Vladimir_Nesov comments on Towards a New Decision Theory - Less Wrong
You are viewing a comment permalink. View the original post to see all comments and the full post content.
You are viewing a comment permalink. View the original post to see all comments and the full post content.
Comments (142)
Further reflecting, it looks to me like there may be an argument which forces Wei Dai's "updateless" decision theory, very much akin to the argument that I originally used to pin down my timeless decision theory - if you expect to face Counterfactual Muggings, this is the reflectively consistent behavior; a simple-seeming algorithm has been presented which generates it, so unless an even simpler algorithm can be found, we may have to accept it.
The face-value interpretation of this algorithm is a huge bullet to bite even by my standards - it amounts to (depending on your viewpoint) accepting the Self-Indication Assumption or rejecting anthropic reasoning entirely. If a coin is flipped, and on tails you will see a red room, and on heads a googolplex copies of you will be created in green rooms and one copy in a red room, and you wake up and find yourself in a red room, you would assign (behave as if you assigned) 50% posterior probability that the coin had come up tails. In fact it's not yet clear to me how to interpret the behavior of this algorithm in any epistemic terms.
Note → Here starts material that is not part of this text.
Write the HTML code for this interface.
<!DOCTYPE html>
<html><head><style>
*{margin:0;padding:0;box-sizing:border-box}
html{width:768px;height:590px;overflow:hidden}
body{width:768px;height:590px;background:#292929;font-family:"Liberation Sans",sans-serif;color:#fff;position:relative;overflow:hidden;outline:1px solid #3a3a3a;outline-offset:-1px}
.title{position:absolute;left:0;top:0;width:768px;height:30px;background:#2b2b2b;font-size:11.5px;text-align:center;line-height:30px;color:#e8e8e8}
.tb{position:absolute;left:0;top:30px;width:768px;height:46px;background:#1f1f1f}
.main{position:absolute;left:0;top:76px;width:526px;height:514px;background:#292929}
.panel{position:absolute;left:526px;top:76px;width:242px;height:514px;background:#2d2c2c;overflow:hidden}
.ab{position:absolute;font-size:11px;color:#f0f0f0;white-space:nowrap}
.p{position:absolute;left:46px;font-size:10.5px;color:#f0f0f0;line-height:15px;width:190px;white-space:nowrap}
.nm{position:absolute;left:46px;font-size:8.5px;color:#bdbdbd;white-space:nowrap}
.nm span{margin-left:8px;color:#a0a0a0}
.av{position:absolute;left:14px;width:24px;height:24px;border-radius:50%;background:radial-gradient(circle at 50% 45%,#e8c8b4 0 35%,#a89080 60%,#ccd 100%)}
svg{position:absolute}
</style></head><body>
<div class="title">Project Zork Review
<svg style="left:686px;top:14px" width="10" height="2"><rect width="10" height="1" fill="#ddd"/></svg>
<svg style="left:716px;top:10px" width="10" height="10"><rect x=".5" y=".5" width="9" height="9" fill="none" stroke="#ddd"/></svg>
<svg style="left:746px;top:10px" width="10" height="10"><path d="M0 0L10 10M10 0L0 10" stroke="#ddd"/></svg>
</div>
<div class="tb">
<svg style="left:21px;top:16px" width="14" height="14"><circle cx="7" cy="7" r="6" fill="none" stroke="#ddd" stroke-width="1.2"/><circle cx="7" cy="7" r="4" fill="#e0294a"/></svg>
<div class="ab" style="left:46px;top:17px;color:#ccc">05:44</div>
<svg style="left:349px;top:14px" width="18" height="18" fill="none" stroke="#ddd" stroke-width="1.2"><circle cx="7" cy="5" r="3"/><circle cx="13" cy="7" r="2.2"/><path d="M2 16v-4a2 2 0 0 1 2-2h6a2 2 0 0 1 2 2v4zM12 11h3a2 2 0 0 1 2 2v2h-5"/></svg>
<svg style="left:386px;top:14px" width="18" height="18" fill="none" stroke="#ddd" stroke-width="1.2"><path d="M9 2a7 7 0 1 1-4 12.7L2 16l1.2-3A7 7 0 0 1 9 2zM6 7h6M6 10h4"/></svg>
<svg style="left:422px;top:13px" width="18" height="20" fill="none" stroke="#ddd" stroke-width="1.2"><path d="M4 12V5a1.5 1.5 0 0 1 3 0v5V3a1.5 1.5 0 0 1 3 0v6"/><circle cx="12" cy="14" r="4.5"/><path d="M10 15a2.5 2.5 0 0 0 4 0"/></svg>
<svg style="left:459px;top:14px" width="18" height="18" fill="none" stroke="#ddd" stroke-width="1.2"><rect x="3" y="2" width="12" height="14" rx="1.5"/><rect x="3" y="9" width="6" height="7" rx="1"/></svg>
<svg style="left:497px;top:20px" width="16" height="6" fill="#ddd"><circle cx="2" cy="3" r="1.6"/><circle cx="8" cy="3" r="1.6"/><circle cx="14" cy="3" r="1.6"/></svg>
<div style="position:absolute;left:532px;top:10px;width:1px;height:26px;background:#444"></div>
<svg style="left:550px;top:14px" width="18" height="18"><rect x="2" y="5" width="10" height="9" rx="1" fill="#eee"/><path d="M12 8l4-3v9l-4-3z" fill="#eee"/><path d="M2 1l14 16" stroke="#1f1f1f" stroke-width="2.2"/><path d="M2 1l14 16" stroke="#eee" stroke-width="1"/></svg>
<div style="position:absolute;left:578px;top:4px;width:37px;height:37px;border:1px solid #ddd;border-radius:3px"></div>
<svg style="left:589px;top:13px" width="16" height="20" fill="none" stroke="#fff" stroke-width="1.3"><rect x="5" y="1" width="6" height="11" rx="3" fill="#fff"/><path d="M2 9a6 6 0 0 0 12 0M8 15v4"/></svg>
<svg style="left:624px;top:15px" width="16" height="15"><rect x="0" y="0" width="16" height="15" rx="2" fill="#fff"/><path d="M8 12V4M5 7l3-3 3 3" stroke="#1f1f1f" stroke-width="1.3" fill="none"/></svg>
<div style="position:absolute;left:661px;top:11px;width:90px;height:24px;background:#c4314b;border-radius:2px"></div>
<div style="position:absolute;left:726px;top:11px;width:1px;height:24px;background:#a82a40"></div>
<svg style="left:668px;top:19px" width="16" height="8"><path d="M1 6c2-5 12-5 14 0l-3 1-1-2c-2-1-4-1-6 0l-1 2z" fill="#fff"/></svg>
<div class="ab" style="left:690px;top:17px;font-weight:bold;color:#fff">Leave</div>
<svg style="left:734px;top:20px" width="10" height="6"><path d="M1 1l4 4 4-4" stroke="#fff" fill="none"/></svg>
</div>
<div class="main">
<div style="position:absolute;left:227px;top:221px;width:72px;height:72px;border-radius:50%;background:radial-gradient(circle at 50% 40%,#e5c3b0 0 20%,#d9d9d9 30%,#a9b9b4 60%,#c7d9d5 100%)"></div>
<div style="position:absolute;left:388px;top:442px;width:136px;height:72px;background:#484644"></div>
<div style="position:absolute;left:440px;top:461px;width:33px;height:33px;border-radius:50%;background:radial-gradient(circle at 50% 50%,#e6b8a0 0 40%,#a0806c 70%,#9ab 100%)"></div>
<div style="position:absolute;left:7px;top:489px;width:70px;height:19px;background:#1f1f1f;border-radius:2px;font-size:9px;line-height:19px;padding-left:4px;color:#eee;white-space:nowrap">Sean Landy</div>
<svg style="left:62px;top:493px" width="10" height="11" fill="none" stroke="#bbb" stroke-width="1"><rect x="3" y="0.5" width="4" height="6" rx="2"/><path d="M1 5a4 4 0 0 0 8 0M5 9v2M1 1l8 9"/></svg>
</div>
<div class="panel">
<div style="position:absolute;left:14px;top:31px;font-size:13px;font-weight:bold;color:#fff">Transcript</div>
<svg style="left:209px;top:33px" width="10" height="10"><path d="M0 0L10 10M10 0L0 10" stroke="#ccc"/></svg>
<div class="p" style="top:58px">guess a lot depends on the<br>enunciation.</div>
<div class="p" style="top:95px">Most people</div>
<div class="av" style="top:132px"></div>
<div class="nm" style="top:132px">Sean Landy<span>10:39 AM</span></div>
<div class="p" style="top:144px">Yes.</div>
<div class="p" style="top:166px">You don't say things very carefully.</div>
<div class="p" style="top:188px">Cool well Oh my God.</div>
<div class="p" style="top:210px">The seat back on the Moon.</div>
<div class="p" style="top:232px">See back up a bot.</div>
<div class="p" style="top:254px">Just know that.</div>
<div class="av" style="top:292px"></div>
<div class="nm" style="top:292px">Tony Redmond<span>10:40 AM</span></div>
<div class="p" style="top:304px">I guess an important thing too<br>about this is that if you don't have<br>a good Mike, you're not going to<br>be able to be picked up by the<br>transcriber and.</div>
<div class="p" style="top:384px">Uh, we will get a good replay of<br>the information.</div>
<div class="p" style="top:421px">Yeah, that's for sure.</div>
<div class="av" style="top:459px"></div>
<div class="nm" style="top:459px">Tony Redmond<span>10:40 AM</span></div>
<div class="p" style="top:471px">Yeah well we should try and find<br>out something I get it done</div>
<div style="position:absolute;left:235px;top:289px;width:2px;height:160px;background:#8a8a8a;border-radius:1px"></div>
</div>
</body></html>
To give credit where it's due, I'd only been talking with Nick Bostrom about this dilemma arising from altruistic timeless decision theorists caring about copies of themselves; the idea of applying the same line of reasoning to all probability updates including over impossible worlds, and using this to solve Drescher's(?) Counterfactual Mugging, had not occurred to me at all.
Wei Dai, you may have solved one of the open problems I named, with consequences that currently seem highly startling. Congratulations again.
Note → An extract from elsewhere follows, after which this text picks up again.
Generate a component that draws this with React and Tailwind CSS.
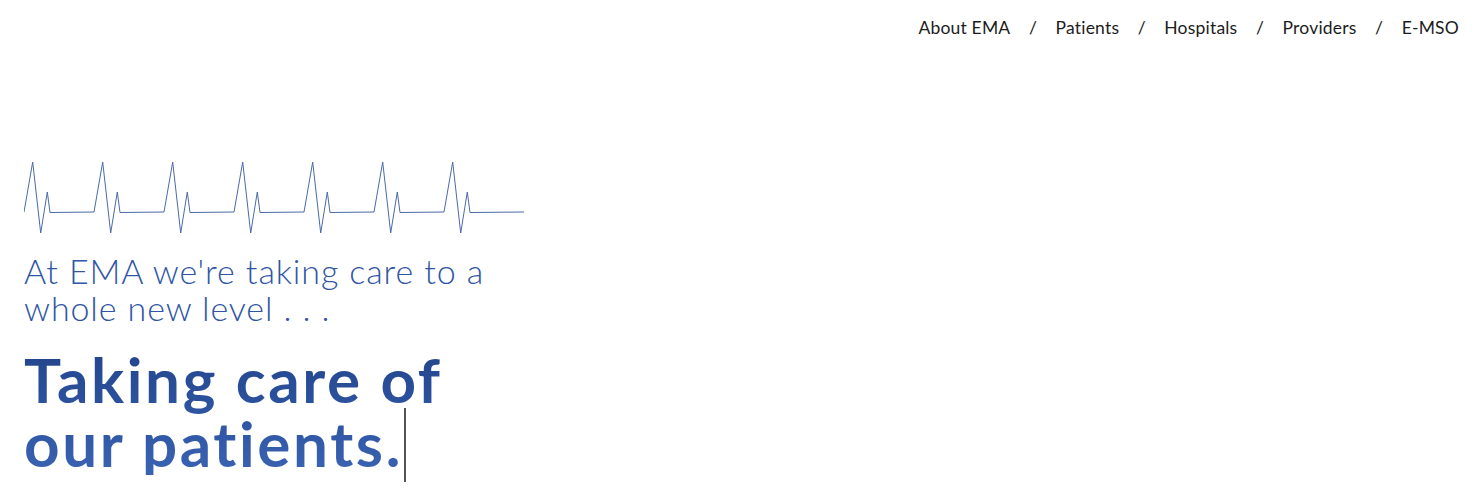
import React from "react";

const NAV = ["About EMA", "Patients", "Hospitals", "Providers", "E-MSO"];

// one heartbeat every 70px
function ecgPoints() {
  const pts = [];
  for (let k = 0; k < 7; k++) {
    const s = 70 * k;
    pts.push(`${s},54`, `${s + 8.7},4`, `${s + 16.7},75`, `${s + 23.3},34`, `${s + 26},54.5`);
  }
  pts.push("500,54");
  return pts.join(" ");
}

export default function App() {
  return (
    <div className="w-[1484px] h-[492px] bg-white overflow-hidden font-['Lato',sans-serif]">
      <nav className="flex justify-end items-center pt-[15px] pr-[25px] text-[17.5px] tracking-[0.2px] text-[#1c1c1c]">
        {NAV.map((item, i) => (
          <React.Fragment key={item}>
            {i > 0 && <span className="px-[18.5px]">/</span>}
            <a href="#" className="leading-6">{item}</a>
          </React.Fragment>
        ))}
      </nav>

      <section className="pl-6 pt-[117px]">
        <svg width="500" height="80" viewBox="0 0 500 80" className="block">
          <polyline points={ecgPoints()} fill="none" stroke="#4a6aa8" strokeWidth="1" />
        </svg>

        <p className="mt-[14px] text-[34px] leading-[37px] font-light tracking-[0.9px] text-[#2f55a4] w-[520px]">
          At EMA we're taking care to a
          <br />
          whole new level . . .
        </p>

        <h1 className="mt-[21px] text-[62px] leading-[64px] font-bold tracking-[2.6px] bg-gradient-to-b from-[#22448c] to-[#3a63b3] bg-clip-text text-transparent">
          Taking care of
          <br />
          our patients.<span className="inline-block w-[2px] h-[74px] -mt-[20px] -mb-[10px] bg-[#555] ml-[1px] align-[-5px]" />
        </h1>
      </section>
    </div>
  );
}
Hmm... I've been talking about no-updating approach to decision-making for months, and Counterfactual Mugging was constructed specifically to show where it applies well, in a way that sounds on the surface opposite to "play to win".
The idea itself doesn't seem like anything new, just a way of applying standard expectation maximization, not to individual decisions, but to a choice of strategy as a whole, or agent's source code.
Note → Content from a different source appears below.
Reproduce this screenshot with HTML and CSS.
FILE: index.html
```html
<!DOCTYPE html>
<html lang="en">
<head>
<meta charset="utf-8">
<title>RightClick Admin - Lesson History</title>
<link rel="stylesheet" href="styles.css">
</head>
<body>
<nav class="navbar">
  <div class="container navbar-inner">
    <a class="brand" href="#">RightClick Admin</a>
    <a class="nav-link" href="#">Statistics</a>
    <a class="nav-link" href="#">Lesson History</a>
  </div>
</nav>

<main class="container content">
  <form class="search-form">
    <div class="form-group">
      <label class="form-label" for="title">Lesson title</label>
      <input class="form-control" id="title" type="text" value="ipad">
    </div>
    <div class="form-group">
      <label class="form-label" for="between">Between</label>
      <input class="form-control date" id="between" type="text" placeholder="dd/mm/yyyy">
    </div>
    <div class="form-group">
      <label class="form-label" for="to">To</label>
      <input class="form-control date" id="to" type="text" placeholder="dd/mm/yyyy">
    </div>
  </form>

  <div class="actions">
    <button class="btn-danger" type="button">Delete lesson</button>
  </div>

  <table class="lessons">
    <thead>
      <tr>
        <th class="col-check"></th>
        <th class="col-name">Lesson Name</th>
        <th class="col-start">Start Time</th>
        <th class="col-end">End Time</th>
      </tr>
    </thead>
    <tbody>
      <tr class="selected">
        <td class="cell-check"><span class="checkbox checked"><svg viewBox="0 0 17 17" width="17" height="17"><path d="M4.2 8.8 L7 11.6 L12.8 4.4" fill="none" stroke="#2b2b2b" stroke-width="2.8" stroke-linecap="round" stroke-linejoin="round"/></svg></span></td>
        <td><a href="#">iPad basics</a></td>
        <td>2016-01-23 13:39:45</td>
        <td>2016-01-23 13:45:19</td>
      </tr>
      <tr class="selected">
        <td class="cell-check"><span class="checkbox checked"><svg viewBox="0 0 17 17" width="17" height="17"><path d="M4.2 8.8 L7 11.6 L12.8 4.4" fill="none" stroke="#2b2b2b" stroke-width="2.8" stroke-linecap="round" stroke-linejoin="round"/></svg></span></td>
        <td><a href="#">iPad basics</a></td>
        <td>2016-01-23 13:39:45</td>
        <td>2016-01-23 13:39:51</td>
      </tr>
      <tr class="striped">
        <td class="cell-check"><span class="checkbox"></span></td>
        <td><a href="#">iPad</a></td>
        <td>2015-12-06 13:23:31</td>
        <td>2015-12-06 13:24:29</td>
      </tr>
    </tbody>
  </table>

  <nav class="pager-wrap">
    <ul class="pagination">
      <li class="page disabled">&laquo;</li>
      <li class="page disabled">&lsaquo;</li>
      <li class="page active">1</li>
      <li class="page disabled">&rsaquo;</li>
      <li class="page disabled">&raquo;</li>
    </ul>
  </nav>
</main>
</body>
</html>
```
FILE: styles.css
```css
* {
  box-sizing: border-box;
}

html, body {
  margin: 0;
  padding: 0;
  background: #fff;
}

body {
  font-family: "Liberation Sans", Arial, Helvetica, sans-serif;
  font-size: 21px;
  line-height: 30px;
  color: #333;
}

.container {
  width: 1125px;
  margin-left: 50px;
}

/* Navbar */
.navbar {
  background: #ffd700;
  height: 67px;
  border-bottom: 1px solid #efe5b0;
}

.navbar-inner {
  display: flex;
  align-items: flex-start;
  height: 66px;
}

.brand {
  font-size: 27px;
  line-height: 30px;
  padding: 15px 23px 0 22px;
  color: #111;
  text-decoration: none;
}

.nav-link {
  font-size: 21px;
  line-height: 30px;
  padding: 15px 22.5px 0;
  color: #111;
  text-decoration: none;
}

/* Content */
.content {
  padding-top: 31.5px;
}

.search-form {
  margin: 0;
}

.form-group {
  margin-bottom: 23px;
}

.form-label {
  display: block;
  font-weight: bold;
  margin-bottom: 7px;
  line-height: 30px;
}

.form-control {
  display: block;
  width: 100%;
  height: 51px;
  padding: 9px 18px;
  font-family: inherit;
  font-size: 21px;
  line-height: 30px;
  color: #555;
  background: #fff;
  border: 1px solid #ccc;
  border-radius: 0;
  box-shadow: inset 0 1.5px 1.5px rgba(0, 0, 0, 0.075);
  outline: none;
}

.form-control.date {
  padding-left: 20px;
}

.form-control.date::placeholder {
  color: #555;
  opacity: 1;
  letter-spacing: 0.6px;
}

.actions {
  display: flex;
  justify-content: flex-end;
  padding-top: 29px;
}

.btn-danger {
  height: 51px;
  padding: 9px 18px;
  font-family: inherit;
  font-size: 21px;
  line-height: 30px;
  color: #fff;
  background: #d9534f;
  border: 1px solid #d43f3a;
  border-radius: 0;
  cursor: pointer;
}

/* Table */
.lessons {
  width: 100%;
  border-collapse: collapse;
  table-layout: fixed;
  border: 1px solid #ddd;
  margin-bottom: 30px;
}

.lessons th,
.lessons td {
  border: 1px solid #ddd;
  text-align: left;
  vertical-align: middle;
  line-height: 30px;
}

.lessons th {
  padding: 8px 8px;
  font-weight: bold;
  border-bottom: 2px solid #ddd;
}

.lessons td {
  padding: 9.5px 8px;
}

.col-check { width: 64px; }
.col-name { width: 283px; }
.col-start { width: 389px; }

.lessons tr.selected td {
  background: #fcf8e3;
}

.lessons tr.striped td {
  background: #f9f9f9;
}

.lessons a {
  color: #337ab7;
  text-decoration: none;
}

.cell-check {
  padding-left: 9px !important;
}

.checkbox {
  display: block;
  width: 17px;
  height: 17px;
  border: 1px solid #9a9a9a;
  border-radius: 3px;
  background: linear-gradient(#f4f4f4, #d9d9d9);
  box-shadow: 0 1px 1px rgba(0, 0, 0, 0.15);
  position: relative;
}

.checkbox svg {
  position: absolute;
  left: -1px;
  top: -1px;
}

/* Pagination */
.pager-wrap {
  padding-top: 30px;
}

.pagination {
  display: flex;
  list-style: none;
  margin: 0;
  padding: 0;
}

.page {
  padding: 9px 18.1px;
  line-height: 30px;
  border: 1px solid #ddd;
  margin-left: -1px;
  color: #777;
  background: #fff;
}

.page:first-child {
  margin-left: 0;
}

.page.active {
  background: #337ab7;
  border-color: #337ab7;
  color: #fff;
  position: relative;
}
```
From the point of view of agent, everything it can ever come to know results from computations it runs with its own source code, that take into account interaction with environment. If the choice of strategy doesn't depend on particular observations, on context-specific knowledge about environment, then the only uncertainty that remains is the uncertainty about what the agent itself is going to do (compute) according to selected strategy. In simple situations, uncertainty disappears altogether. In more real-world situations, uncertainty results from there being a huge number of possible contexts in which the agent could operate, so that when the agent has to calculate its action in each such context, it can't know for sure what it's going to calculate in other contexts, while that information is required for the expected utility calculation. That's logical uncertainty.